Tommy is 31 years old, an unemployed auto mechanic. For eight years he dated Theresa (Elizabeth Bracco), but recently she dumped him, married his ex-boss, and is having a baby (maybe Tommy's but who knows?). Tommy, who lives in an unremarkable section of Long Island, spends his days in Trees Lounge, a corner bar that is perfectly established in an early shot showing Bill, an aging alcoholic, gazing blankly into space before rousing himself to use sign language to order another double shot. The close-up of Bill's face is a complete portrait of a man whose world has grown smaller and smaller, until finally it has defined itself as the task of drinking.
Tommy has a stubborn spirit. He goes through the motions of having fun, but everything in his life is breaking down, including his car, which stalls whenever he removes his foot from the pedal. As a mechanic, you'd think he could fix it, but he uses more direct methods, asking a friend to keep a foot on the gas while Tommy dashes into the lounge for "just one drink." The bartender, who knows him, bets him $10 he can't have just one.
"Trees Lounge" doesn't paint a depressing portrait of Tommy, just a realistic one. Any alcoholic knows that life is not all bad, that there comes a moment between the morning's hangover and the night's oblivion when things are balanced very nicely, and the sun slants in through the bar windows, and there's a good song on the jukebox, and the customers might even start dancing. Tommy makes some headway one afternoon with a woman he meets in the bar; like a lot of drinkers, she can dance better than she can stand.
When I met Buscemi at the 1996 Cannes Film Festival, where "Trees Lounge" premiered, he said the movie was a portrait of a direction his life was going in before he started acting. He remembers it well; remembers such perfect details as a scene where Tommy's drinking buddy, Mike, is fascinated by a stupid bar trick that Tommy is performing ("I'll bet I can drink two beers before you can drink one shot"). Mike's wife, who sees him only during pit stops from his drinking, walks into the bar and essentially wants to tell him she's taking the kid and leaving, but Mike is too interested in the bar trick to focus on this news.
Tommy makes money occasionally by driving a Good Humor truck, although he does not look in good humor. On his rounds he encounters Debbie, a 17-year-old girl he knows (Chloe Sevigny, from "Kids," who finds just the right note for the role). They spend some time together that leads to a wrestling match at his house. "Nothing happened--we just made out like a couple of teenagers," he later says, but Debbie's father is understandably enraged and destroys the Good Humor truck with a baseball bat.
All of this seeking, drinking, dancing and wrestling is centered on Tommy's pain because his former girlfriend dumped him. The film comes to its epiphany in when he visits Theresa in the maternity ward, and apologizes for being a geek when he dated her, and cries and thinks maybe he could straighten out if he had a kid. Drunks always think that if they could fix all the things that are wrong, then they could stop drinking. It never occurs to them to stop drinking first.

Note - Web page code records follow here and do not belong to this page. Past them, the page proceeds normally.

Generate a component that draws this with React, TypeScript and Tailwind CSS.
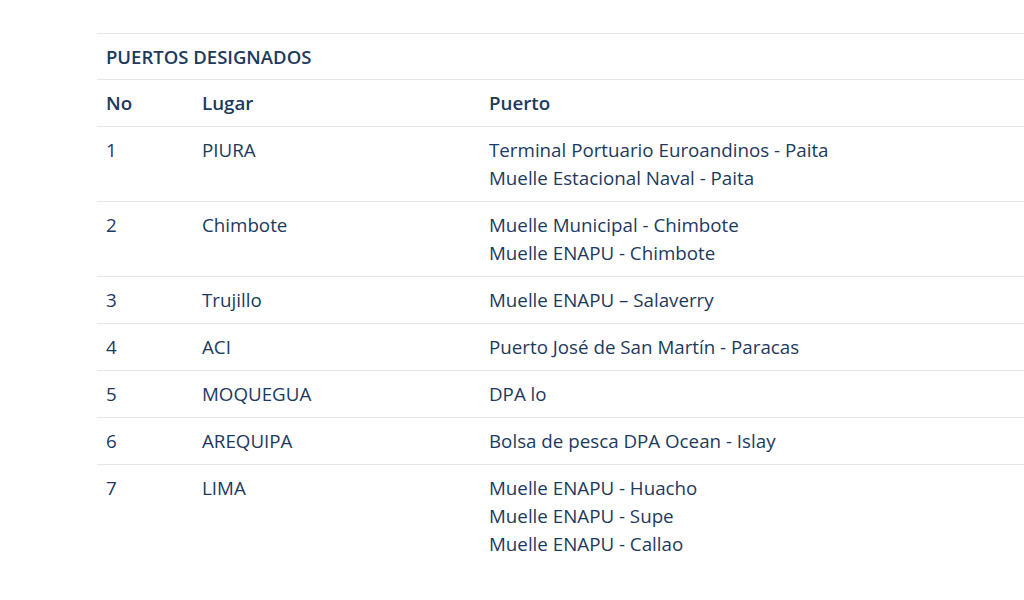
import React from 'react';

const rows: { no: string; lugar: string; puertos: string[] }[] = [
  { no: '1', lugar: 'PIURA', puertos: ['Terminal Portuario Euroandinos - Paita', 'Muelle Estacional Naval - Paita'] },
  { no: '2', lugar: 'Chimbote', puertos: ['Muelle Municipal - Chimbote', 'Muelle ENAPU - Chimbote'] },
  { no: '3', lugar: 'Trujillo', puertos: ['Muelle ENAPU – Salaverry'] },
  { no: '4', lugar: 'ACI', puertos: ['Puerto José de San Martín - Paracas'] },
  { no: '5', lugar: 'MOQUEGUA', puertos: ['DPA lo'] },
  { no: '6', lugar: 'AREQUIPA', puertos: ['Bolsa de pesca DPA Ocean - Islay'] },
  { no: '7', lugar: 'LIMA', puertos: ['Muelle ENAPU - Huacho', 'Muelle ENAPU - Supe', 'Muelle ENAPU - Callao'] },
];

const App: React.FC = () => {
  return (
    <div
      className="w-[1024px] h-[600px] overflow-hidden bg-white pt-[33px] pl-[97px] text-[#1d3a5e] text-[18.75px] leading-[28px]"
      style={{ fontFamily: '"Open Sans", "Liberation Sans", sans-serif' }}
    >
      <table className="w-[1000px] border-collapse">
        <thead>
          <tr className="border-t border-[#e3e6ea]">
            <th colSpan={3} className="text-left font-semibold text-[18.5px] px-[9px] pt-[9px] pb-[8px]">
              PUERTOS DESIGNADOS
            </th>
          </tr>
          <tr className="border-t border-[#e3e6ea]">
            <th className="w-[96px] text-left font-semibold px-[9px] py-[9px]">No</th>
            <th className="w-[287px] text-left font-semibold px-[9px] py-[9px]">Lugar</th>
            <th className="text-left font-semibold px-[9px] py-[9px]">Puerto</th>
          </tr>
        </thead>
        <tbody>
          {rows.map((r) => (
            <tr key={r.no} className="border-t border-[#e3e6ea] align-top">
              <td className="px-[9px] py-[9px]">{r.no}</td>
              <td className="px-[9px] py-[9px]">{r.lugar}</td>
              <td className="px-[9px] py-[9px]">
                {r.puertos.map((p) => (
                  <div key={p}>{p}</div>
                ))}
              </td>
            </tr>
          ))}
        </tbody>
      </table>
    </div>
  );
};

export default App;
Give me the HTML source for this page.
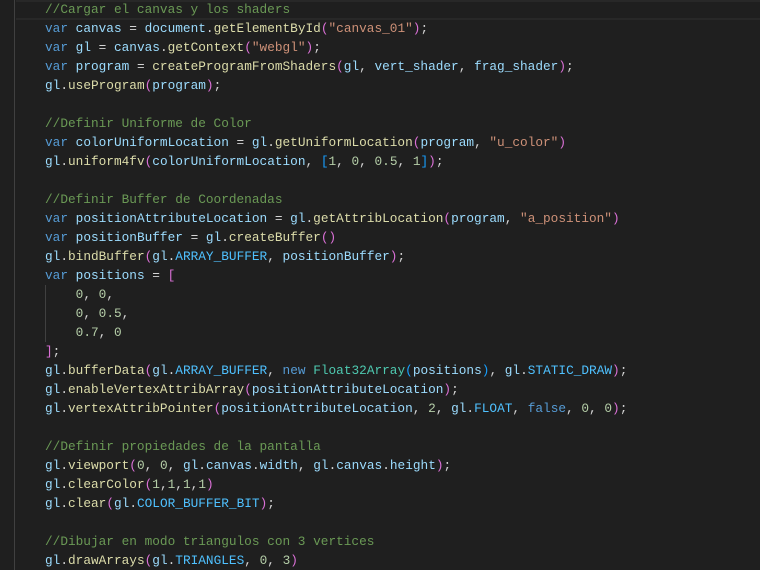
<!DOCTYPE html>
<html><head><meta charset="utf-8"><style>
html,body{margin:0;padding:0;background:#1f1f1f;width:760px;height:570px;overflow:hidden}
#c{position:absolute;left:45px;top:-0.5px;font-family:"Liberation Mono",monospace;font-size:12.77px;line-height:19px;color:#d4d4d4;white-space:pre}
.hl{position:absolute;left:16px;top:0;width:744px;height:16px;border-top:2px solid #282828;border-bottom:2px solid #282828}
.g{position:absolute;width:1px;background:#404040}
.c{color:#6a9955}.k{color:#569cd6}.v{color:#9cdcfe}.f{color:#dcdcaa}.s{color:#ce9178}.n{color:#b5cea8}
.p{color:#da70d6}.b{color:#179fff}.y{color:#ffd700}.t{color:#4ec9b0}.o{color:#4fc1ff}
</style></head><body>
<div class="hl"></div>
<div class="g" style="left:14px;top:0;height:570px"></div>
<div class="g" style="left:45px;top:285px;height:57px"></div>
<div id="c"><span class="c">//Cargar el canvas y los shaders</span>
<span class="k">var</span> <span class="v">canvas</span> = <span class="v">document</span>.<span class="f">getElementById</span><span class="p">(</span><span class="s">"canvas_01"</span><span class="p">)</span>;
<span class="k">var</span> <span class="v">gl</span> = <span class="v">canvas</span>.<span class="f">getContext</span><span class="p">(</span><span class="s">"webgl"</span><span class="p">)</span>;
<span class="k">var</span> <span class="v">program</span> = <span class="f">createProgramFromShaders</span><span class="p">(</span><span class="v">gl</span>, <span class="v">vert_shader</span>, <span class="v">frag_shader</span><span class="p">)</span>;
<span class="v">gl</span>.<span class="f">useProgram</span><span class="p">(</span><span class="v">program</span><span class="p">)</span>;

<span class="c">//Definir Uniforme de Color</span>
<span class="k">var</span> <span class="v">colorUniformLocation</span> = <span class="v">gl</span>.<span class="f">getUniformLocation</span><span class="p">(</span><span class="v">program</span>, <span class="s">"u_color"</span><span class="p">)</span>
<span class="v">gl</span>.<span class="f">uniform4fv</span><span class="p">(</span><span class="v">colorUniformLocation</span>, <span class="b">[</span><span class="n">1</span>, <span class="n">0</span>, <span class="n">0.5</span>, <span class="n">1</span><span class="b">]</span><span class="p">)</span>;

<span class="c">//Definir Buffer de Coordenadas</span>
<span class="k">var</span> <span class="v">positionAttributeLocation</span> = <span class="v">gl</span>.<span class="f">getAttribLocation</span><span class="p">(</span><span class="v">program</span>, <span class="s">"a_position"</span><span class="p">)</span>
<span class="k">var</span> <span class="v">positionBuffer</span> = <span class="v">gl</span>.<span class="f">createBuffer</span><span class="p">()</span>
<span class="v">gl</span>.<span class="f">bindBuffer</span><span class="p">(</span><span class="v">gl</span>.<span class="o">ARRAY_BUFFER</span>, <span class="v">positionBuffer</span><span class="p">)</span>;
<span class="k">var</span> <span class="v">positions</span> = <span class="p">[</span>
    <span class="n">0</span>, <span class="n">0</span>,
    <span class="n">0</span>, <span class="n">0.5</span>,
    <span class="n">0.7</span>, <span class="n">0</span>
<span class="p">]</span>;
<span class="v">gl</span>.<span class="f">bufferData</span><span class="p">(</span><span class="v">gl</span>.<span class="o">ARRAY_BUFFER</span>, <span class="k">new</span> <span class="t">Float32Array</span><span class="b">(</span><span class="v">positions</span><span class="b">)</span>, <span class="v">gl</span>.<span class="o">STATIC_DRAW</span><span class="p">)</span>;
<span class="v">gl</span>.<span class="f">enableVertexAttribArray</span><span class="p">(</span><span class="v">positionAttributeLocation</span><span class="p">)</span>;
<span class="v">gl</span>.<span class="f">vertexAttribPointer</span><span class="p">(</span><span class="v">positionAttributeLocation</span>, <span class="n">2</span>, <span class="v">gl</span>.<span class="o">FLOAT</span>, <span class="k">false</span>, <span class="n">0</span>, <span class="n">0</span><span class="p">)</span>;

<span class="c">//Definir propiedades de la pantalla</span>
<span class="v">gl</span>.<span class="f">viewport</span><span class="p">(</span><span class="n">0</span>, <span class="n">0</span>, <span class="v">gl</span>.<span class="v">canvas</span>.<span class="v">width</span>, <span class="v">gl</span>.<span class="v">canvas</span>.<span class="v">height</span><span class="p">)</span>;
<span class="v">gl</span>.<span class="f">clearColor</span><span class="p">(</span><span class="n">1</span>,<span class="n">1</span>,<span class="n">1</span>,<span class="n">1</span><span class="p">)</span>
<span class="v">gl</span>.<span class="f">clear</span><span class="p">(</span><span class="v">gl</span>.<span class="o">COLOR_BUFFER_BIT</span><span class="p">)</span>;

<span class="c">//Dibujar en modo triangulos con 3 vertices</span>
<span class="v">gl</span>.<span class="f">drawArrays</span><span class="p">(</span><span class="v">gl</span>.<span class="o">TRIANGLES</span>, <span class="n">0</span>, <span class="n">3</span><span class="p">)</span></div>
</body></html>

Buscemi is the house act of American independent films. He was the talkative killer in "Fargo," and Mr. Pink in "Reservoir Dogs," and has been in more than 30 other recent movies. Critics love to describe him ("skinny, bug-eyed, twitchy"--New York Times; "caffeinated downtown geek whose feelings seem to bleed right through his pale vampire skin"--Entertainment Weekly; "oyster-eyed"--Mr. Showbiz). He is above all able to project the quality of bone-weariness. It is almost a little noble, the way he endures what the disease of alcoholism is putting him through. He keeps planning, dreaming, hoping. And always there is Trees Lounge, where the living dead sit at the bar, waiting for him to return with news of the world.